=== Data ===

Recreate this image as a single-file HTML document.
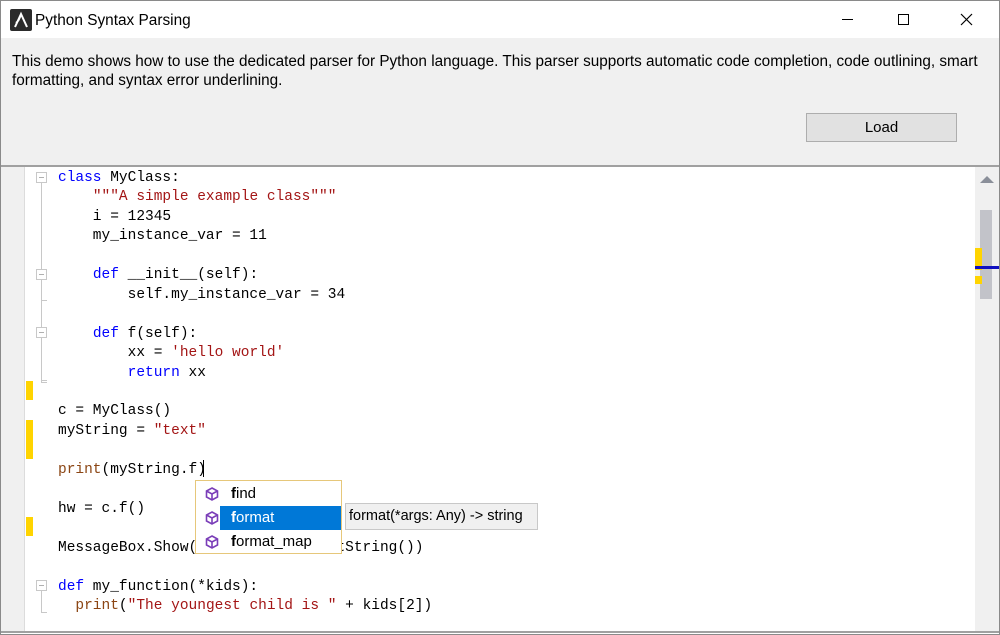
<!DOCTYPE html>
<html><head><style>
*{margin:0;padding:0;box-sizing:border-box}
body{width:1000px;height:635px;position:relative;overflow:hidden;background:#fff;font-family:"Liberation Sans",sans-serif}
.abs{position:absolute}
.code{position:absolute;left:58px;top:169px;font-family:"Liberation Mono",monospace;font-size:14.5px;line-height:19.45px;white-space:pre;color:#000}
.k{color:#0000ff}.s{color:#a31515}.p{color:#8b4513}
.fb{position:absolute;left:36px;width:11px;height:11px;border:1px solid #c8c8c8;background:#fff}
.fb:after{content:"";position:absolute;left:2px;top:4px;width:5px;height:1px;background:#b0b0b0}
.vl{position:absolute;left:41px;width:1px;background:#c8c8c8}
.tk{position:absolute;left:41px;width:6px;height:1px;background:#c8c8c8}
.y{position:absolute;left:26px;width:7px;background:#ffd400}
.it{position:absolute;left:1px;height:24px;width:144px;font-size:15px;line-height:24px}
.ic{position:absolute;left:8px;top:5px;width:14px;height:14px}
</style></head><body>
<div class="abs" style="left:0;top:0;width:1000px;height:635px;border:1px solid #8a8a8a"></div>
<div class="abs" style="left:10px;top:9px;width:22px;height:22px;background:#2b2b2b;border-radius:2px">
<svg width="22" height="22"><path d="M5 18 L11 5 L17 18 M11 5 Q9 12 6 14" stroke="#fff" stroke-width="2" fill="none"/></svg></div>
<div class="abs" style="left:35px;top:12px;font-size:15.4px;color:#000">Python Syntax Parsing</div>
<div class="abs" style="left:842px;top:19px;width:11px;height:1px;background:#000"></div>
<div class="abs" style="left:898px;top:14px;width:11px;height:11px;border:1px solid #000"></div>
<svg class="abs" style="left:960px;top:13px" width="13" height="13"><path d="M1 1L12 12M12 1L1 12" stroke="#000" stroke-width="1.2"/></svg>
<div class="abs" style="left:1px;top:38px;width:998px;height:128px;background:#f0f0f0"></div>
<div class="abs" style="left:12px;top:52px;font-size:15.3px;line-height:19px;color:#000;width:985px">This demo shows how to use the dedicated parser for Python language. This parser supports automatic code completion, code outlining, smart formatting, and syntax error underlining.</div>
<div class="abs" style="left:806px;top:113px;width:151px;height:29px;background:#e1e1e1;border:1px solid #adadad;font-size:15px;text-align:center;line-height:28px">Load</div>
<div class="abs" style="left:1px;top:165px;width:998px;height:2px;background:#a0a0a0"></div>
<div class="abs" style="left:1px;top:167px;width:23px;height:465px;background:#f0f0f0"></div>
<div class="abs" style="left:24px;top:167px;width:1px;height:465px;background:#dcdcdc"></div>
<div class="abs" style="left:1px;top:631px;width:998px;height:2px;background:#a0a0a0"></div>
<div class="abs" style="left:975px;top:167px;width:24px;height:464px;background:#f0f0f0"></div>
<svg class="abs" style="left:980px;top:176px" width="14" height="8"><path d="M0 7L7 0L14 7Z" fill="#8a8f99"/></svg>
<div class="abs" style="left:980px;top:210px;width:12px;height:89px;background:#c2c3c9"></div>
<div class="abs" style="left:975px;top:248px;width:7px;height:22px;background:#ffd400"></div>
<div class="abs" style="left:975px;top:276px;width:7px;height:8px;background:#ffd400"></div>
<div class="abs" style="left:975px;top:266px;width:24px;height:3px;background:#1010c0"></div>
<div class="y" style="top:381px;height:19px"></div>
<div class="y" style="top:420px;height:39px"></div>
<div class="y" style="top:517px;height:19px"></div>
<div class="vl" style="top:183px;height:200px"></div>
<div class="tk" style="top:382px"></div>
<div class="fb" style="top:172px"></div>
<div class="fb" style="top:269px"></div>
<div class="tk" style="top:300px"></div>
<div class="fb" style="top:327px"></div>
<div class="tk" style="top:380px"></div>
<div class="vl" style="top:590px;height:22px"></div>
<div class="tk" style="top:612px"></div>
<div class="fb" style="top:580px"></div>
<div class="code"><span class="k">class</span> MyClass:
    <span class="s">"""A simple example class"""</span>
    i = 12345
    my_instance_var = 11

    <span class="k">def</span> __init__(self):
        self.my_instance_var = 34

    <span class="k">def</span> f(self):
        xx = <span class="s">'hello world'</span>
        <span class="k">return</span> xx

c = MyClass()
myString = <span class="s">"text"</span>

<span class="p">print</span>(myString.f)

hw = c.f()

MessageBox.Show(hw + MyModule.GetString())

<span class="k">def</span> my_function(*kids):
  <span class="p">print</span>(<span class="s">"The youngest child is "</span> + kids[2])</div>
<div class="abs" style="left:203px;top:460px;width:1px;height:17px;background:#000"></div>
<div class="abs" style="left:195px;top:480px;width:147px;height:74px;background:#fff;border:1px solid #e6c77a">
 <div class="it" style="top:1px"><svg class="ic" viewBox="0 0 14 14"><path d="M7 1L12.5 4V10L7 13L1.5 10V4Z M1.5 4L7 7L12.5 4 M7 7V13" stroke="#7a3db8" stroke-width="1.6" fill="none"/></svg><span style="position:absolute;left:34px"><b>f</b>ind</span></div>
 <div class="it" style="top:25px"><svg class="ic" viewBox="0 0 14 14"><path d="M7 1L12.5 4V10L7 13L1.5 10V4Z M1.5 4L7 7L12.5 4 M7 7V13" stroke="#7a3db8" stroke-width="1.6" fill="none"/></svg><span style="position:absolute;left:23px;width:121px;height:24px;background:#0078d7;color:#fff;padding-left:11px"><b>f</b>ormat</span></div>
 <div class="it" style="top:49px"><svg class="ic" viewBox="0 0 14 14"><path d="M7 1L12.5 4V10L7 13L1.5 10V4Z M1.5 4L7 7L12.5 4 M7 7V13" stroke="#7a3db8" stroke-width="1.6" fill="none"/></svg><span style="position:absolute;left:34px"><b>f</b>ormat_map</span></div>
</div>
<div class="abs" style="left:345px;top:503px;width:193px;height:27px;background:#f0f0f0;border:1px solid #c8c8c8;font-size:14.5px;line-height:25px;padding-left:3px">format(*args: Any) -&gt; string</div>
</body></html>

===

[Instruction]
Retype the data above exactly; pictures are not part of the copy.

[Solution to this task]
Recreate this image as a single-file HTML document.
<!DOCTYPE html>
<html><head><style>
*{margin:0;padding:0;box-sizing:border-box}
body{width:1000px;height:635px;position:relative;overflow:hidden;background:#fff;font-family:"Liberation Sans",sans-serif}
.abs{position:absolute}
.code{position:absolute;left:58px;top:169px;font-family:"Liberation Mono",monospace;font-size:14.5px;line-height:19.45px;white-space:pre;color:#000}
.k{color:#0000ff}.s{color:#a31515}.p{color:#8b4513}
.fb{position:absolute;left:36px;width:11px;height:11px;border:1px solid #c8c8c8;background:#fff}
.fb:after{content:"";position:absolute;left:2px;top:4px;width:5px;height:1px;background:#b0b0b0}
.vl{position:absolute;left:41px;width:1px;background:#c8c8c8}
.tk{position:absolute;left:41px;width:6px;height:1px;background:#c8c8c8}
.y{position:absolute;left:26px;width:7px;background:#ffd400}
.it{position:absolute;left:1px;height:24px;width:144px;font-size:15px;line-height:24px}
.ic{position:absolute;left:8px;top:5px;width:14px;height:14px}
</style></head><body>
<div class="abs" style="left:0;top:0;width:1000px;height:635px;border:1px solid #8a8a8a"></div>
<div class="abs" style="left:10px;top:9px;width:22px;height:22px;background:#2b2b2b;border-radius:2px">
<svg width="22" height="22"><path d="M5 18 L11 5 L17 18 M11 5 Q9 12 6 14" stroke="#fff" stroke-width="2" fill="none"/></svg></div>
<div class="abs" style="left:35px;top:12px;font-size:15.4px;color:#000">Python Syntax Parsing</div>
<div class="abs" style="left:842px;top:19px;width:11px;height:1px;background:#000"></div>
<div class="abs" style="left:898px;top:14px;width:11px;height:11px;border:1px solid #000"></div>
<svg class="abs" style="left:960px;top:13px" width="13" height="13"><path d="M1 1L12 12M12 1L1 12" stroke="#000" stroke-width="1.2"/></svg>
<div class="abs" style="left:1px;top:38px;width:998px;height:128px;background:#f0f0f0"></div>
<div class="abs" style="left:12px;top:52px;font-size:15.3px;line-height:19px;color:#000;width:985px">This demo shows how to use the dedicated parser for Python language. This parser supports automatic code completion, code outlining, smart formatting, and syntax error underlining.</div>
<div class="abs" style="left:806px;top:113px;width:151px;height:29px;background:#e1e1e1;border:1px solid #adadad;font-size:15px;text-align:center;line-height:28px">Load</div>
<div class="abs" style="left:1px;top:165px;width:998px;height:2px;background:#a0a0a0"></div>
<div class="abs" style="left:1px;top:167px;width:23px;height:465px;background:#f0f0f0"></div>
<div class="abs" style="left:24px;top:167px;width:1px;height:465px;background:#dcdcdc"></div>
<div class="abs" style="left:1px;top:631px;width:998px;height:2px;background:#a0a0a0"></div>
<div class="abs" style="left:975px;top:167px;width:24px;height:464px;background:#f0f0f0"></div>
<svg class="abs" style="left:980px;top:176px" width="14" height="8"><path d="M0 7L7 0L14 7Z" fill="#8a8f99"/></svg>
<div class="abs" style="left:980px;top:210px;width:12px;height:89px;background:#c2c3c9"></div>
<div class="abs" style="left:975px;top:248px;width:7px;height:22px;background:#ffd400"></div>
<div class="abs" style="left:975px;top:276px;width:7px;height:8px;background:#ffd400"></div>
<div class="abs" style="left:975px;top:266px;width:24px;height:3px;background:#1010c0"></div>
<div class="y" style="top:381px;height:19px"></div>
<div class="y" style="top:420px;height:39px"></div>
<div class="y" style="top:517px;height:19px"></div>
<div class="vl" style="top:183px;height:200px"></div>
<div class="tk" style="top:382px"></div>
<div class="fb" style="top:172px"></div>
<div class="fb" style="top:269px"></div>
<div class="tk" style="top:300px"></div>
<div class="fb" style="top:327px"></div>
<div class="tk" style="top:380px"></div>
<div class="vl" style="top:590px;height:22px"></div>
<div class="tk" style="top:612px"></div>
<div class="fb" style="top:580px"></div>
<div class="code"><span class="k">class</span> MyClass:
    <span class="s">"""A simple example class"""</span>
    i = 12345
    my_instance_var = 11

    <span class="k">def</span> __init__(self):
        self.my_instance_var = 34

    <span class="k">def</span> f(self):
        xx = <span class="s">'hello world'</span>
        <span class="k">return</span> xx

c = MyClass()
myString = <span class="s">"text"</span>

<span class="p">print</span>(myString.f)

hw = c.f()

MessageBox.Show(hw + MyModule.GetString())

<span class="k">def</span> my_function(*kids):
  <span class="p">print</span>(<span class="s">"The youngest child is "</span> + kids[2])</div>
<div class="abs" style="left:203px;top:460px;width:1px;height:17px;background:#000"></div>
<div class="abs" style="left:195px;top:480px;width:147px;height:74px;background:#fff;border:1px solid #e6c77a">
 <div class="it" style="top:1px"><svg class="ic" viewBox="0 0 14 14"><path d="M7 1L12.5 4V10L7 13L1.5 10V4Z M1.5 4L7 7L12.5 4 M7 7V13" stroke="#7a3db8" stroke-width="1.6" fill="none"/></svg><span style="position:absolute;left:34px"><b>f</b>ind</span></div>
 <div class="it" style="top:25px"><svg class="ic" viewBox="0 0 14 14"><path d="M7 1L12.5 4V10L7 13L1.5 10V4Z M1.5 4L7 7L12.5 4 M7 7V13" stroke="#7a3db8" stroke-width="1.6" fill="none"/></svg><span style="position:absolute;left:23px;width:121px;height:24px;background:#0078d7;color:#fff;padding-left:11px"><b>f</b>ormat</span></div>
 <div class="it" style="top:49px"><svg class="ic" viewBox="0 0 14 14"><path d="M7 1L12.5 4V10L7 13L1.5 10V4Z M1.5 4L7 7L12.5 4 M7 7V13" stroke="#7a3db8" stroke-width="1.6" fill="none"/></svg><span style="position:absolute;left:34px"><b>f</b>ormat_map</span></div>
</div>
<div class="abs" style="left:345px;top:503px;width:193px;height:27px;background:#f0f0f0;border:1px solid #c8c8c8;font-size:14.5px;line-height:25px;padding-left:3px">format(*args: Any) -&gt; string</div>
</body></html>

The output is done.